Q. What are the main challenges that foreigners face while running a business in Georgia?
A. After so many years of being in Georgia I do not face any of the typical challenges while running a business in Georgia. What I see at the German Business Association when new investors are coming is that very often they face some typical issues. So we always try to help and support them. The main task is to have full information and to find the right, most trustworthy and best contact partners. I have seen lots of people who have lost money trusting the wrong people. Another important issue for foreigners is to know that a business will not run on its own in Georgia. You must have dedication and persistence.
Q. You recently co-established the Independent Directors Association. What will be the main benefits of your members?
A. Apart from my own business I dedicate a lot of my time to volunteering and bringing some benefit to the Georgian society. I am always very interested in contributing to different projects, like the German Business Association, the German International School. One such project was the recently-established Independent Directors Association, where we represent, promote and support Independent Supervisory Board Members.

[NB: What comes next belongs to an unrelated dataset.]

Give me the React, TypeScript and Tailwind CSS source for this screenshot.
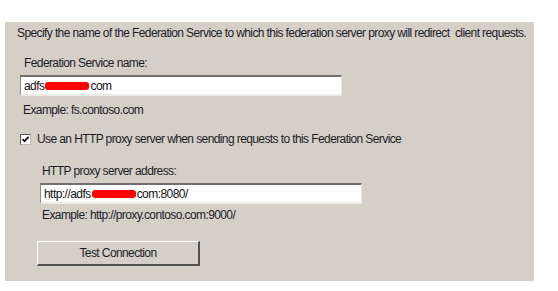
function Redact({ w }: { w: number }) {
  return (
    <span
      className="inline-block h-[8px] bg-[#ff0000] rounded-[3px] align-middle mx-[1px]"
      style={{ width: w }}
    />
  );
}

function Field({ width, children }: { width: string; children: React.ReactNode }) {
  return (
    <div
      className={`${width} h-[21px] bg-white border-t-2 border-l border-t-[#6f6f6f] border-l-[#8a8a8a] border-r border-b-2 border-r-[#e8e6e0] border-b-[#ecebe6] flex items-center pl-[3px] text-[12px] tracking-[-0.55px] text-[#111] whitespace-nowrap`}
    >
      {children}
    </div>
  );
}

export default function App() {
  return (
    <div className="w-[558px] h-[291px] bg-white pt-[22px] pl-[5px] font-['Liberation_Sans',Arial,sans-serif]">
      <div className="w-[529px] h-[259px] bg-[#d4d0c8] text-[#1c1c28] text-[12px] tracking-[-0.6px] pt-[4px] whitespace-nowrap">
        <div className="pl-[12px] leading-[14px]">
          Specify the name of the Federation Service to which this federation server proxy will redirect&nbsp; client requests.
        </div>
        <div className="pl-[19px] mt-[16px] leading-[14px]">Federation Service name:</div>
        <div className="pl-[15px] mt-[5px]">
          <Field width="w-[322px]">
            adfs
            <Redact w={44} />
            com
          </Field>
        </div>
        <div className="pl-[18px] mt-[7px] leading-[14px]">Example: fs.contoso.com</div>
        <div className="pl-[15px] mt-[15px] flex items-center gap-[6px] leading-[14px]">
          <span className="w-[11px] h-[11px] bg-white border border-t-[#555] border-l-[#555] border-r-[#bbb] border-b-[#bbb] flex items-center justify-center">
            <svg viewBox="0 0 9 9" className="w-[9px] h-[9px]">
              <path d="M1.5 4.2 L3.5 6.3 L7.6 1.8" fill="none" stroke="#111" strokeWidth="1.8" />
            </svg>
          </span>
          <span>Use an HTTP proxy server when sending requests to this Federation Service</span>
        </div>
        <div className="pl-[37px] mt-[18px] leading-[14px]">HTTP proxy server address:</div>
        <div className="pl-[35px] mt-[5px]">
          <Field width="w-[322px]">
            http://adfs
            <Redact w={44} />
            com:8080/
          </Field>
        </div>
        <div className="pl-[37px] mt-[4px] leading-[14px]">Example: http://proxy.contoso.com:9000/</div>
        <div className="pl-[32px] mt-[19px]">
          <button className="w-[163px] h-[25px] bg-[#d4d0c8] border-t border-l border-t-[#fbfbf8] border-l-[#fbfbf8] border-r-2 border-b-2 border-r-[#505050] border-b-[#505050] text-[12px] tracking-[-0.6px] text-[#1c1c28] flex items-center justify-center">
            Test Connection
          </button>
        </div>
      </div>
    </div>
  );
}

Based on best-practice of many other countries worldwide, a couple of people, including myself, want to improve corporate governance standards in the country by offering our knowledge, skills and experience to business-owners in order to enhance transparency and efficiency in running running their companies. The establishment of the Association took place following certain key changes to the law on entrepreneurs and the law on the securities market.
Appointing an Independent Director to the Supervisory Board is a necessary condition for a company to place its shares on the stock exchange to raise new equity. This improves the trust of the shareholders as well as creditors, suppliers and other partners, and increases the ratings of the company overall.